Partisanship now dominates the government and citizens feel alienated from political participation. As Argentinean people do not find institutional channels through which to express their rage and demands, their reactions to the national economic crisis is to convoke cacerolazos (noisy demonstration by clanging pots and pans), escraches (massive public humiliation of politicians), and piquetes (destruction of roads and other public property). Various civil society organizations work to subvert violence and promote civic participation through advocacy, but they are not issues-oriented or participant-driven and therefore, have fallen short of real policy change or broad influence.
The Strategy
Guillermo founded Participación Ciudadana, or Citizen Participation, in 2000 to stimulate responsible civic participation from a larger portion of Argentina's citizen base. His objectives fit into several focus areas: civic participation, transparency; institutional relationships, and participation tools. This work includes changing municipal laws and regulations to make spaces more accessible for citizens to learn about and discuss policy; training people in the best ways to exert their right to participate in decision-making; articulating consensus between different civil society organizations and political actors; introducing transparency mechanisms that guarantee free access to public information; and engaging with the local media to promote activities and increase participation.
Guillermo launched Participación Ciudadana in Usuhaia as a pilot and has already achieved tremendous policy-changing success through his Citizen Debate and Information Commissions. The commissions drafted and advocated for the passage of a new municipal law that permits citizens to participate in and give input to discussions of new bills and a second law that requires citizen approval of all new edicts passed by the City Council. Citizens of Usuhaia have also used the commissions to argue that they are entitled to call for a popular referendum or consult in any situation they deem necessary. Guillermo also worked with the commissions to gain access for citizens to a voting session of the Magistrates Council, during which the judges of the province's Supreme Court were elected.
As part of the commissions, Guillermo has established the Open Cathedral on Citizen Rights to educate community members about the municipal legal system, its application, and ways to use it toward public benefit. Prestigious local and national scholars instruct social leaders, teachers, university students, parents, and their neighbors on how to more clearly assert their rights. Role-plays include public trials, congressional debates, and elaborations on laws. Participación Ciudadano has also successfully advocated for its members to take active part in the participatory budget process starting in 2003.

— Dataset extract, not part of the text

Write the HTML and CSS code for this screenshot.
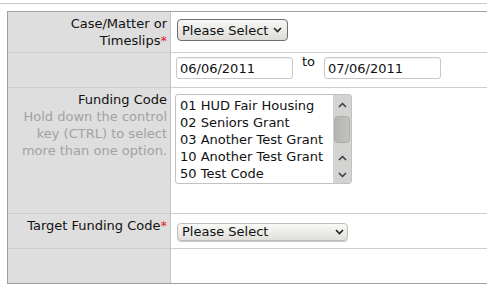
FILE: index.html
```html
<!DOCTYPE html>
<html>
<head>
<meta charset="utf-8">
<title>Funding Code Form</title>
<link rel="stylesheet" href="styles.css">
</head>
<body>
<div class="rule"></div>
<form class="form">
  <div class="label">Case/Matter or<br>Timeslips<span class="req">*</span></div>
  <div class="field row-case">
    <span class="select-wrap">
      <select class="select select-dark"><option>Please Select</option></select>
      <svg class="chev" width="9" height="6" viewBox="0 0 9 6"><polyline points="1,1 4.5,4.5 8,1" fill="none" stroke="#222" stroke-width="1.6"/></svg>
    </span>
  </div>

  <div class="label"></div>
  <div class="field row-dates">
    <input class="date" type="text" value="06/06/2011">
    <span class="to">to</span>
    <input class="date" type="text" value="07/06/2011">
  </div>

  <div class="label">
    <div>Funding Code</div>
    <div class="help">Hold down the control key (CTRL) to select more than one option.</div>
  </div>
  <div class="field row-codes">
    <div class="listbox">
      <div class="options">
        <div>01 HUD Fair Housing</div>
        <div>02 Seniors Grant</div>
        <div>03 Another Test Grant</div>
        <div>10 Another Test Grant</div>
        <div>50 Test Code</div>
      </div>
      <div class="scrollbar">
        <div class="sb-btn"><svg width="9" height="6" viewBox="0 0 9 6"><polyline points="1,5 4.5,1.5 8,5" fill="none" stroke="#3a3a3a" stroke-width="1.5"/></svg></div>
        <div class="sb-track"><div class="sb-thumb"></div></div>
        <div class="sb-btn"><svg width="9" height="6" viewBox="0 0 9 6"><polyline points="1,5 4.5,1.5 8,5" fill="none" stroke="#3a3a3a" stroke-width="1.5"/></svg></div>
        <div class="sb-btn"><svg width="9" height="6" viewBox="0 0 9 6"><polyline points="1,1 4.5,4.5 8,1" fill="none" stroke="#3a3a3a" stroke-width="1.5"/></svg></div>
      </div>
    </div>
  </div>

  <div class="label">Target Funding Code<span class="req">*</span></div>
  <div class="field row-target">
    <span class="select-wrap">
      <select class="select select-light"><option>Please Select</option></select>
      <svg class="chev" width="9" height="6" viewBox="0 0 9 6"><polyline points="1,1 4.5,4.5 8,1" fill="none" stroke="#222" stroke-width="1.6"/></svg>
    </span>
  </div>

  <div class="label last"></div>
  <div class="field last"></div>
</form>
</body>
</html>
```

FILE: styles.css
```css
html, body {
  margin: 0;
  padding: 0;
  overflow: hidden;
  background: #fff;
}

body {
  font-family: "DejaVu Sans", "Liberation Sans", sans-serif;
  font-size: 13px;
  color: #111;
}

.rule {
  margin-top: 3px;
  height: 1px;
  background: #cacaca;
}

.form {
  margin: 7px 0 0 7px;
  border: 1px solid #a0a0a0;
  border-right: none;
  display: grid;
  grid-template-columns: 163px 1fr;
  grid-template-rows: 41px 35px 126px 35px 34px;
}

.label,
.field {
  box-sizing: border-box;
  border-bottom: 1px solid #cdcdcd;
  line-height: 17px;
}

.label {
  background: #dedede;
  border-right: 1px solid #c4c4c4;
  padding: 3px 3px 0 4px;
  text-align: right;
}

.label.last,
.field.last {
  border-bottom: none;
}

.req {
  color: #e0202a;
}

.help {
  color: #a2a2a2;
}

.field {
  background: #fff;
}

.row-case {
  padding: 7px 0 0 6px;
}

.row-dates {
  padding: 0 0 0 5px;
  display: flex;
  align-items: flex-start;
  gap: 9px;
}

.row-codes {
  padding: 6px 0 0 4px;
}

.row-target {
  padding: 9px 0 0 6px;
}

.select-wrap {
  position: relative;
  display: inline-block;
}

.select {
  appearance: none;
  -webkit-appearance: none;
  margin: 0;
  font: inherit;
  color: #111;
  box-sizing: border-box;
  padding: 0 0 0 4px;
  display: block;
}

.select-dark {
  width: 111px;
  height: 22px;
  border: 1px solid #6e6e6e;
  border-radius: 4px;
  background: linear-gradient(#f7f7f5, #dddcd8);
}

.select-light {
  width: 171px;
  height: 18px;
  border: 1px solid #bdbdb8;
  border-radius: 4px;
  background: linear-gradient(#f9f9f7, #e0dfdb);
  box-shadow: 0 1px 0 #c9c9c5;
  line-height: 16px;
}

.chev {
  position: absolute;
  right: 6px;
  top: 50%;
  margin-top: -3px;
  pointer-events: none;
}

.select-light + .chev {
  right: 4px;
}

.date {
  margin: 4px 0 0 0;
  box-sizing: border-box;
  width: 117px;
  height: 22px;
  border: 1px solid #c8c8c8;
  border-radius: 3px;
  padding: 0 3px;
  font: inherit;
  color: #111;
  box-shadow: inset 0 1px 1px rgba(0, 0, 0, 0.06);
}

.to {
  line-height: 17px;
}

.listbox {
  box-sizing: border-box;
  width: 177px;
  height: 90px;
  border: 1px solid #c2c2c2;
  border-radius: 3px;
  background: #fff;
  display: flex;
  overflow: hidden;
}

.options {
  flex: 1;
  padding: 2px 0 0 4px;
  line-height: 17px;
  white-space: nowrap;
}

.scrollbar {
  width: 18px;
  background: #d3d3d1;
  display: flex;
  flex-direction: column;
}

.sb-btn {
  height: 17px;
  display: flex;
  align-items: center;
  justify-content: center;
}

.sb-btn:first-child {
  height: 19px;
}

.sb-track {
  flex: 1;
  padding: 2px 1px 0 1px;
}

.sb-thumb {
  height: 27px;
  border-radius: 4px;
  background: linear-gradient(90deg, #b4b4b2, #c2c2c0);
  border: 1px solid #adadab;
  box-sizing: border-box;
}
```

Rather than simply rest on the laurels of his successes in mobilizing and educating an effective citizen base for advocacy and policy change, Guillermo has formed partnerships with some of the organizations whose ineffective practices he originally set out to remedy. By working with and strengthening other local citizen sector organizations, he has been able to increase Participación Ciudadana's spread and visibility. Collaborations with other groups have led to a formal Deliberation Forum, Dialogue Table of Tierra del Fuego, Participation Forum, Citizen for Democracy Forum, First Patagonic Exhibition of Civil Society, and strategic advances in participatory, budget, public information, human rights, judicial power, governance, and capacity building issues.
Another key aspect of Guillermo´s strategy involves drawing media attention to Participación Ciudadana's advocacy campaigns to further inform the citizen base of its rights and opportunities to take a more active role. He edits a monthly bulletin, hosts a weekly radio program, and receives regular coverage from Argentina's most widely read publications, Diario and La Nación. He intends to soon launch his own media agency, Patagonic, which will cover Participación Ciudadana's initiatives and denounce national and local corruption more openly than the press currently does.
Guillermo has already begun the spread of his methods throughout Argentina and the rest of the Southern Cone. He advises the organization Transparency in Paraguay on its work with the Magistrate Committee and is helping Poder Ciudadano adapt his methods to Peru. In Argentina, he is working with FORINS to revise the Provincial Constitution, and he is developing plans to advocate for responsible state and civil society interaction in Puerto Pirámides, Trelew, Calafate, and Bariloche.
The Person
Guillermo's grandfather, a socially active businessman, had a great influence on Guillermo during his youth. His grandfather encouraged him to volunteer in poor communities, beginning during his secondary school days. Guillermo was deeply saddened by the conditions in which people lived and he arrived at strategies for citizen mobilization. He developed problem-solving activities rather than simply helping a few people out of sympathy.
He acquired useful managerial and organizational skills while working at banks to support himself through college, and continued developing self-sufficiency programs for physically disabled people during his spare time. Guillermo relocated to Ushuaia when he was 22 to work at the Municipal Sports Area there, developing new provincial laws on disabled people's rights. After promotions led him to directorship of Municipal Social Development, he founded Inclusión Patagónica, an organization that provides job opportunities to disabled youth to promote social integration.
In 1999 Guillermo adopted a little boy whose mother had abandoned him at Inclusión Patagónica. Based on his experiences as a new father with a physically challenged youth, Guillermo launched his first formal advocacy campaign for inclusion of disabled children in public schools, eventually influencing policy in the National Ministry of Education. After similar initiatives representing the rights of the elderly, women, and people with AIDS, Guillermo launched Participación Ciudadana to educate and mobilize the efforts of all citizens for a just and more representative democracy.